What the Audience Never Sees
I'll never forget watching a principal dancer at the Royal Ballet walk offstage after Giselle, her pointe shoes literally soaked through with blood. The audience had just erupted in thunderous applause for her flawless performance. They hadn't seen her face contort in pain during every bourrée. They didn't know she'd been dancing on stress fractures for weeks.
That's ballet's dirty little secret: the more beautiful it looks, the more brutal it probably was.
The Mirror Is Your Harshest Critic
Dancers spend hours every day staring at themselves in floor-to-ceiling mirrors. Sounds vain, right? It's not. Those mirrors become psychological torture chambers.
A dancer doesn't just see their reflection—they see every mistake magnified. The slightly sickled foot. The arm that's two inches too low. The turn that lacked momentum. Over time, this constant self-scrutiny reshapes how dancers see themselves, both in the studio and out of it.
One former company member told me she couldn't look in a regular mirror for years after retiring.
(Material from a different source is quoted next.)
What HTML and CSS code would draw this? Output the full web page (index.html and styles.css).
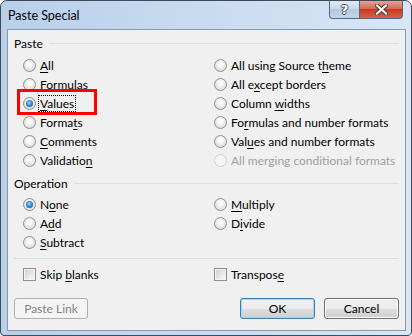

She'd automatically start critiquing her posture, her silhouette, her worth.
The Audition Gauntlet
Here's something most people don't understand about ballet auditions: they're not really about talent.
You could be the most technically gifted dancer in a room of 200, and still not get the job. Maybe you're too tall for the male dancers. Maybe your skin tone doesn't "match" the existing corps. Maybe the choreographer just had a bad lunch.
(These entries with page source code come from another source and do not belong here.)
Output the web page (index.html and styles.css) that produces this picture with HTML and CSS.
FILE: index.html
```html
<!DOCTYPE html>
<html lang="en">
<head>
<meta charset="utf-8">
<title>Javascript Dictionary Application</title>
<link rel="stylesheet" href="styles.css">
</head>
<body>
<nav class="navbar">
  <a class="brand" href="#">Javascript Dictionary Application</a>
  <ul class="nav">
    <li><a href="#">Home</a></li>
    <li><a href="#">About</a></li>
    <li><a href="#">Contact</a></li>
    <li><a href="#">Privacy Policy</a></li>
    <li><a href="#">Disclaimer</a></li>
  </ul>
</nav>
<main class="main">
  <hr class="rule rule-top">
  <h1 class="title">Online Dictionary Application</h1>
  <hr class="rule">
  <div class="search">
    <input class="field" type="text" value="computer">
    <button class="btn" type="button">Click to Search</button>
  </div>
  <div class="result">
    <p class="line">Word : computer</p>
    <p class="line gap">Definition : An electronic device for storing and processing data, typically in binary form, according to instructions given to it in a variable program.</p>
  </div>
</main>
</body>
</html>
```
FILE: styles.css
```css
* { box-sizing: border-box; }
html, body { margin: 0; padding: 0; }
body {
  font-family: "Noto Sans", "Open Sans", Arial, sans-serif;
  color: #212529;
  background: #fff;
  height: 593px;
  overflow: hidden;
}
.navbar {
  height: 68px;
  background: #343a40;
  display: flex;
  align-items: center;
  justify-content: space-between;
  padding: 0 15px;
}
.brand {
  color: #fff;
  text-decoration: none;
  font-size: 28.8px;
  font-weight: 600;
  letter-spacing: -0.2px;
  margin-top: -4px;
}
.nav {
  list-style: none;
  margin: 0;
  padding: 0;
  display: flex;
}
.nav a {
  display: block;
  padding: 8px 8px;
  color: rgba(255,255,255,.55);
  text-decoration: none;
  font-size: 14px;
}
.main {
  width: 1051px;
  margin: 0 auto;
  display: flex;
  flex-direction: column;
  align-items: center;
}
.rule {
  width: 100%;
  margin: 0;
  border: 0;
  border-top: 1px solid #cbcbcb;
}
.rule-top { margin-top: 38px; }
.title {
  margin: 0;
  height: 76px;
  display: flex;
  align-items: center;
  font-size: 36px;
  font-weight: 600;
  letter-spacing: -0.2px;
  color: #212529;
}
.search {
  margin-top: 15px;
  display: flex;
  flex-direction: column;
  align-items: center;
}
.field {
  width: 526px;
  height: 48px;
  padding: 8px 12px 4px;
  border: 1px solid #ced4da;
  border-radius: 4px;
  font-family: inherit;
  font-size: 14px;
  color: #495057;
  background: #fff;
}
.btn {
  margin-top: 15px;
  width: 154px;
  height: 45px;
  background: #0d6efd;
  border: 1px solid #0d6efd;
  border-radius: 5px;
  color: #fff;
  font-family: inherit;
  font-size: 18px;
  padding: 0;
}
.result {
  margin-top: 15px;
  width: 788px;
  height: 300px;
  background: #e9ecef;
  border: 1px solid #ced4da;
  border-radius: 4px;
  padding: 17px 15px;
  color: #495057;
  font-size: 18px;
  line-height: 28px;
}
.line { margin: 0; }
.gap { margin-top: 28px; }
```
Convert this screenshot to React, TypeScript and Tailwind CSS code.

The rejection stings because it feels personal—it IS personal—yet it's often completely out of your control. Dancers learn to separate their self-worth from external validation, or they don't survive. Simple as that.
When the Curtain Rises
Performance anxiety hits different when a single mistake could end your career.
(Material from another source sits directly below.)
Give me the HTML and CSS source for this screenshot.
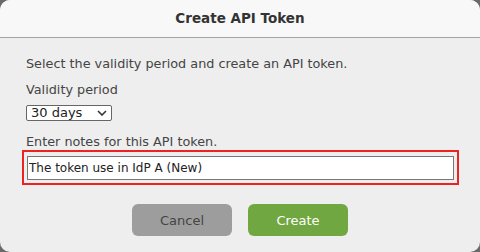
FILE: index.html
```html
<!DOCTYPE html>
<html>
<head>
<meta charset="utf-8">
<link rel="stylesheet" href="styles.css">
</head>
<body>
<div class="dialog">
  <div class="header">Create API Token</div>
  <div class="content">
    <p class="intro">Select the validity period and create an API token.</p>
    <label class="label">Validity period</label>
    <span class="select-wrap">
      <select class="select"><option>30 days</option><option>60 days</option><option>90 days</option></select>
      <svg class="chev" width="10" height="6" viewBox="0 0 10 6"><path d="M1 1 L5 5 L9 1" fill="none" stroke="#333" stroke-width="1.6"/></svg>
    </span>
    <label class="label notes-label">Enter notes for this API token.</label>
    <div class="highlight">
      <input class="input" type="text" value="The token use in IdP A (New)">
    </div>
    <div class="actions">
      <button class="btn cancel">Cancel</button>
      <button class="btn create">Create</button>
    </div>
  </div>
</div>
</body>
</html>
```
FILE: styles.css
```css
html, body {
  margin: 0;
  padding: 0;
  background: #6a6a6a;
}
.dialog {
  width: 480px;
  height: 252px;
  background: #eeeeee;
  border-radius: 10px;
  overflow: hidden;
  font-family: "DejaVu Sans", "Liberation Sans", sans-serif;
  color: #444;
}
.header {
  height: 37px;
  line-height: 37px;
  background: #f8f8f8;
  border-bottom: 1px solid #a4a4a4;
  text-align: center;
  font-weight: bold;
  font-size: 13.5px;
  color: #333;
}
.content {
  padding: 18px 26px 0 26px;
  display: flex;
  flex-direction: column;
  align-items: flex-start;
}
.intro {
  margin: 0;
  font-size: 12.8px;
  line-height: 16px;
}
.label {
  display: block;
  margin-top: 10px;
  font-size: 12.8px;
  line-height: 16px;
}
.select-wrap {
  margin-top: 7px;
  display: inline-flex;
  align-items: center;
  width: 84px;
  height: 14px;
  border: 1px solid #666;
  border-radius: 2px;
  background: #fff;
}
.select {
  appearance: none;
  -webkit-appearance: none;
  border: none;
  background: transparent;
  font-family: "DejaVu Sans", "Liberation Sans", sans-serif;
  font-size: 13px;
  color: #222;
  padding: 0 0 0 4px;
  margin: 0;
  height: 14px;
  line-height: 14px;
  width: 68px;
  outline: none;
}
.chev {
  margin-left: 2px;
}
.notes-label {
  margin-top: 13px;
}
.highlight {
  margin-left: -4px;
  width: 427px;
  border: 2px solid #ee2222;
  padding: 4px 3px 3px 3px;
}
.input {
  box-sizing: border-box;
  display: block;
  width: 427px;
  height: 24px;
  border: 1px solid #777;
  background: #fff;
  padding: 0 1px;
  margin: 0;
  font-family: "DejaVu Sans", "Liberation Sans", sans-serif;
  font-size: 12px;
  color: #222;
  outline: none;
}
.actions {
  align-self: stretch;
  margin-left: -26px;
  margin-right: -26px;
  margin-top: 19px;
  display: flex;
  justify-content: center;
  gap: 16px;
}
.btn {
  width: 100px;
  height: 32px;
  border: none;
  border-radius: 6px;
  font-family: "DejaVu Sans", "Liberation Sans", sans-serif;
  font-size: 13px;
  padding: 0;
}
.cancel {
  background: #9d9d9d;
  color: #444;
}
.create {
  background: #70a741;
  color: #fff;
}
```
I've watched dancers throw up backstage, then glide onto the stage like they were born there. The transformation is almost supernatural. One minute they're trembling humans, the next they're ethereal creatures who seem to float above the earth.
What the audience experiences as "magic" is actually an extreme form of dissociation. Dancers call it "getting out of your head." It's a survival mechanism. You can't perform at that level while simultaneously worrying about the 47 things that could go wrong. So you let go. You surrender to the music.
After the Applause
The show ends. The flowers come out. People clap and cheer.
Then everyone goes home, and the dancer sits alone in a dressing room, removing makeup that's been sweat through three times. The high of performance crashes into exhaustion. There's no one to share it with who truly understands.
This is where ballet's emotional toll hits hardest—in the quiet moments no one writes about. The ice baths. The ibuprofen. The 6 AM rehearsal the next morning, because the show must go on, and there's always someone younger, hungrier, ready to take your spot.
Why They Keep Coming Back
So why do it? Why choose a life of physical pain, emotional rollercoasters, and constant uncertainty?
Because there's nothing else like it. That moment when the music swells, your body moves exactly the way you've visualized, and the audience collectively holds their breath—that's not just a performance. It's transcendence.
Ballet dancers aren't masochists. They're believers. They've tasted something most people never will: the extraordinary feeling of pushing a human body past what seems possible, and finding art on the other side.